Public Saving Incentives

This is where public policy comes in. Social Security and company pension plans are based on the principle that mandatory saving is necessary to help people overcome the temptations of gratification from immediate consumption. Social Security and traditional private pension plans also incorporate mandatory annuitization, which assures an income stream that lasts until the worker dies. Social Security automatically provides spouses who have not earned benefits in their own rights a benefit equal to at least half of their spouses’ benefits, and after the primary earner has died the survivor receives the full benefit. Private plans now also typically offer at least partial benefits to widows, under the so-called “joint-and-survivor” option. Social Security also provides full protection against inflation by adjusting benefits for changes in the consumer price index.

Today Social Security is running large annual surpluses well in excess of $100 billion and rising. Current revenues and accumulated reserves are sufficient to pay benefits under the current benefit formula for the next 30 years. But Social Security has a projected long-run deficit. If no changes are made in earmarked taxes or the assets in which Social Security reserves are invested, revenues in about 35 years will be sufficient to pay about 70 percent of currently legislated benefits. Relatively small tax increases or benefit cuts, if made soon, could restore long-term financial balance. But some people advocate significant structural changes in the system, as well as measures to close the deficit.

In 1998, President Clinton initiated a national discussion on how best to close that deficit. In 1999, he proposed to allocate general revenues to Social Security and to permit the trustees of the Social Security trust fund to invest a small part of that trust fund in private securities. Various members of Congress introduced a wide variety of proposals, many of which would allocate general revenues or a part of current payroll taxes to newly created individual accounts. The plans differed in the range of choices that individuals would have over investments and the terms under which they could withdraw funds.

Public opinion polls indicate deep divisions and an absence of consensus. The debate remains unresolved, but will loom large in the 2000 presidential campaign. The prospects for early action to close the projected deficits are uncertain, in large part because the system is now running enormous surpluses that are projected to continue for many years.
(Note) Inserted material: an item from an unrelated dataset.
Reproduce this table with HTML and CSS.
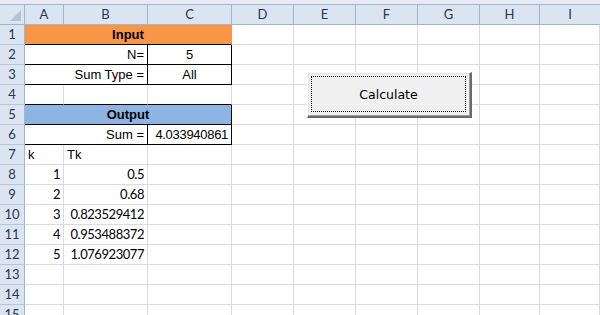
FILE: index.html
```html
<!DOCTYPE html>
<html>
<head>
<meta charset="utf-8">
<link rel="stylesheet" href="styles.css">
</head>
<body>
<div class="app">
  <div class="topstrip"></div>
  <div class="sheet">
    <div class="hd corner"><span class="tri"></span></div>
    <div class="hd">A</div><div class="hd">B</div><div class="hd">C</div><div class="hd">D</div><div class="hd">E</div><div class="hd">F</div><div class="hd">G</div><div class="hd">H</div><div class="hd last">I</div>

    <div class="rh">1</div>
    <div class="c span3 orange ctr bold bkb">Input</div>
    <div class="c"></div><div class="c"></div><div class="c"></div><div class="c"></div><div class="c"></div><div class="c"></div>

    <div class="rh">2</div>
    <div class="c span2 r bkr bkb">N=</div>
    <div class="c ctr bkr bkb">5</div>
    <div class="c"></div><div class="c"></div><div class="c"></div><div class="c"></div><div class="c"></div><div class="c"></div>

    <div class="rh">3</div>
    <div class="c span2 r bkr bkb">Sum Type =</div>
    <div class="c ctr bkr bkb">All</div>
    <div class="c"></div><div class="c"></div><div class="c"></div><div class="c"></div><div class="c"></div><div class="c"></div>

    <div class="rh">4</div>
    <div class="c bkb"></div><div class="c bkb"></div><div class="c bkb"></div>
    <div class="c"></div><div class="c"></div><div class="c"></div><div class="c"></div><div class="c"></div><div class="c"></div>

    <div class="rh">5</div>
    <div class="c span3 blue ctr bold bkr bkb">Output</div>
    <div class="c"></div><div class="c"></div><div class="c"></div><div class="c"></div><div class="c"></div><div class="c"></div>

    <div class="rh">6</div>
    <div class="c span2 r bkr bkb">Sum =</div>
    <div class="c r bkr bkb num">4.033940861</div>
    <div class="c"></div><div class="c"></div><div class="c"></div><div class="c"></div><div class="c"></div><div class="c"></div>

    <div class="rh">7</div>
    <div class="c">k</div><div class="c">Tk</div><div class="c"></div>
    <div class="c"></div><div class="c"></div><div class="c"></div><div class="c"></div><div class="c"></div><div class="c"></div>

    <div class="rh">8</div>
    <div class="c r cal">1</div><div class="c r cal">0.5</div><div class="c"></div>
    <div class="c"></div><div class="c"></div><div class="c"></div><div class="c"></div><div class="c"></div><div class="c"></div>

    <div class="rh">9</div>
    <div class="c r cal">2</div><div class="c r cal">0.68</div><div class="c"></div>
    <div class="c"></div><div class="c"></div><div class="c"></div><div class="c"></div><div class="c"></div><div class="c"></div>

    <div class="rh">10</div>
    <div class="c r cal">3</div><div class="c r cal">0.823529412</div><div class="c"></div>
    <div class="c"></div><div class="c"></div><div class="c"></div><div class="c"></div><div class="c"></div><div class="c"></div>

    <div class="rh">11</div>
    <div class="c r cal">4</div><div class="c r cal">0.953488372</div><div class="c"></div>
    <div class="c"></div><div class="c"></div><div class="c"></div><div class="c"></div><div class="c"></div><div class="c"></div>

    <div class="rh">12</div>
    <div class="c r cal">5</div><div class="c r cal">1.076923077</div><div class="c"></div>
    <div class="c"></div><div class="c"></div><div class="c"></div><div class="c"></div><div class="c"></div><div class="c"></div>

    <div class="rh">13</div>
    <div class="c"></div><div class="c"></div><div class="c"></div>
    <div class="c"></div><div class="c"></div><div class="c"></div><div class="c"></div><div class="c"></div><div class="c"></div>

    <div class="rh">14</div>
    <div class="c"></div><div class="c"></div><div class="c"></div>
    <div class="c"></div><div class="c"></div><div class="c"></div><div class="c"></div><div class="c"></div><div class="c"></div>

    <div class="rh">15</div>
    <div class="c"></div><div class="c"></div><div class="c"></div>
    <div class="c"></div><div class="c"></div><div class="c"></div><div class="c"></div><div class="c"></div><div class="c"></div>
  </div>
  <button class="btn"><span class="focus">Calculate</span></button>
</div>
</body>
</html>
```

FILE: styles.css
```css
* { box-sizing: border-box; }
html, body { margin: 0; padding: 0; background: #ffffff; overflow: hidden; }
.app { position: relative; width: 600px; height: 315px; overflow: hidden; }
.topstrip { height: 5px; background: #e6ebf1; border-bottom: 1px solid #a7b8cc; }
.sheet {
  display: grid;
  grid-template-columns: 25px 39px 84px 84px 62px 62px 62px 62px 60px 1fr;
  grid-auto-rows: 20px;
  font-family: "Liberation Sans", Arial, sans-serif;
  font-size: 13px;
  color: #000;
}
.hd {
  background: #dbe5f1;
  border-right: 1px solid #9eb6ce;
  border-bottom: 1px solid #9eb6ce;
  font-family: Lato, "Open Sans", sans-serif;
  font-size: 13px;
  color: #27364d;
  text-align: center;
  line-height: 19px;
}
.hd.last { border-right: none; }
.corner { position: relative; }
.tri {
  position: absolute; right: 3px; bottom: 3px;
  width: 0; height: 0;
  border-left: 11px solid transparent;
  border-bottom: 11px solid #b5c3d3;
}
.rh {
  background: #dbe5f1;
  border-right: 1px solid #9eb6ce;
  border-bottom: 1px solid #b4c6da;
  font-family: Lato, "Open Sans", sans-serif;
  font-size: 13px;
  color: #27364d;
  text-align: center;
  line-height: 19px;
}
.c {
  border-right: 1px solid #d9dbde;
  border-bottom: 1px solid #d9dbde;
  line-height: 19px;
  padding: 0 3px;
  white-space: nowrap;
  overflow: hidden;
}
.span2 { grid-column: span 2; }
.span3 { grid-column: span 3; }
.r { text-align: right; }
.ctr { text-align: center; }
.bold { font-weight: bold; }
.orange { background: #f79646; border-right-color: #f79646; }
.blue { background: #8db4e2; }
.bkr { border-right-color: #000; }
.bkb { border-bottom-color: #000; }
.num { letter-spacing: -0.3px; }
.cal { font-family: Lato, "Open Sans", sans-serif; font-size: 13px; letter-spacing: -0.45px; }
.btn {
  position: absolute;
  left: 307px; top: 72px;
  width: 165px; height: 46px;
  margin: 0; padding: 3px 4px 4px 3px;
  background: #f0f0f0;
  border-top: 1px solid #ffffff;
  border-left: 1px solid #ffffff;
  border-right: 2px solid #696969;
  border-bottom: 2px solid #696969;
  box-shadow: inset -1px -1px 0 #a0a0a0, inset 1px 1px 0 #e3e3e3;
  font-family: "DejaVu Sans", Tahoma, sans-serif;
  font-size: 12.5px;
  color: #000;
}
.focus {
  display: flex;
  align-items: center;
  justify-content: center;
  width: 100%; height: 100%;
  border: 1px dotted #000;
}
```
But early action is highly desirable because adjustments must be phased in gradually to spare retirees and older workers abrupt changes to which they would find it difficult to accommodate.

Modifications in private pensions are making it increasingly important to maintain an assured core benefit such as that provided by Social Security. Private pension plans are moving from traditional “defined-benefit” plans to “defined-contribution” plans. Under defined-benefit plans, companies establish reserves to support pensions keyed to earnings and years of service. If investment returns on the reserves are lower than expected, companies bear the risk. Under defined-contribution plans, companies make fixed contributions, which workers sometimes may supplement. Variations in investment returns lead to changes in reserve accumulation—and in the pension amounts that retirees receive—thus shifting to employees the risk that companies once bore.

Against this background, the reliable defined-benefit Social Security plan is increasingly important. Shifting Social Security to a defined-contribution plan would expose workers to financial market risks on most or all of their retirement income. Of course, Social Security is also exposed to risks. If projected revenues fall short of projected benefit costs, Congress enacts tax increases or benefit cuts for current and prospective beneficiaries. But this risk is broadly diffused among workers and current and future beneficiaries. In contrast, the financial market risks under defined-contribution plans fall exclusively on individual workers and retirees who are usually poorly equipped to handle them. Whatever the outcome of the debate, some form of mandatory saving will be necessary to provide a base of income to support the aged and disabled.

Apart from preserving Social Security as a defined-benefit plan, the major issue in public policy is whether to try to reverse the trend to earlier retirement. By retiring at age 68 instead of age 60, workers can cut the proportion of income they have to save to maintain their preretirement income until age 80 from 22.6 percent to 13.6 percent. People may indeed choose longer working lives. After all, as longevity has increased, health has improved. Simultaneously, the physical demands of many lines of work have decreased. Furthermore, a projected slowdown in growth of the labor force may increase employer interest in retaining older workers. These forces will probably make workers increasingly amenable to working longer. Public policy might abet these tendencies, for example by raising the age of initial entitlement to Social Security benefits from the current age of 62 or by using tax regulations to discourage provisions in private pension plans that encourage workers to retire at particular ages.

But reversing the trend toward early retirement will entail difficult trade-offs. Many of the two-thirds of American workers who claim benefits before age 65, the so-called “normal retirement age,” suffer from declining health or impairments well short of disability but sufficient to make work onerous. Furthermore, a major factor in the move to early retirement has been the increase in incomes. Wealthier people buy more of many of the good things in life, including leisure, part of which can come at the end of life. Unless public policy is designed to shift incentives, workers are likely to continue the century-long trend to spending an increasing share of their lives in retirement.

Prudence, Private and Public

In the end, the United States need have little economic difficulty accommodating the “centenarian” boom and the associated population aging. The keys are adequate saving by individuals and prudent fiscal policy by government. Adequate individual saving requires some form of compulsion to help people overcome the natural human frailty that leads them to save too little when young to cope with seemingly remote contingencies. Sound fiscal policy requires that government balance its own budget so that private voluntary saving and pension saving in the private and public sector are available for investment at home or abroad. The emergence of a geriatric society will doubtless produce myriad social and personal problems. But it need not pose economic problems for the nation or for individuals provided that we make plans now to deal with it.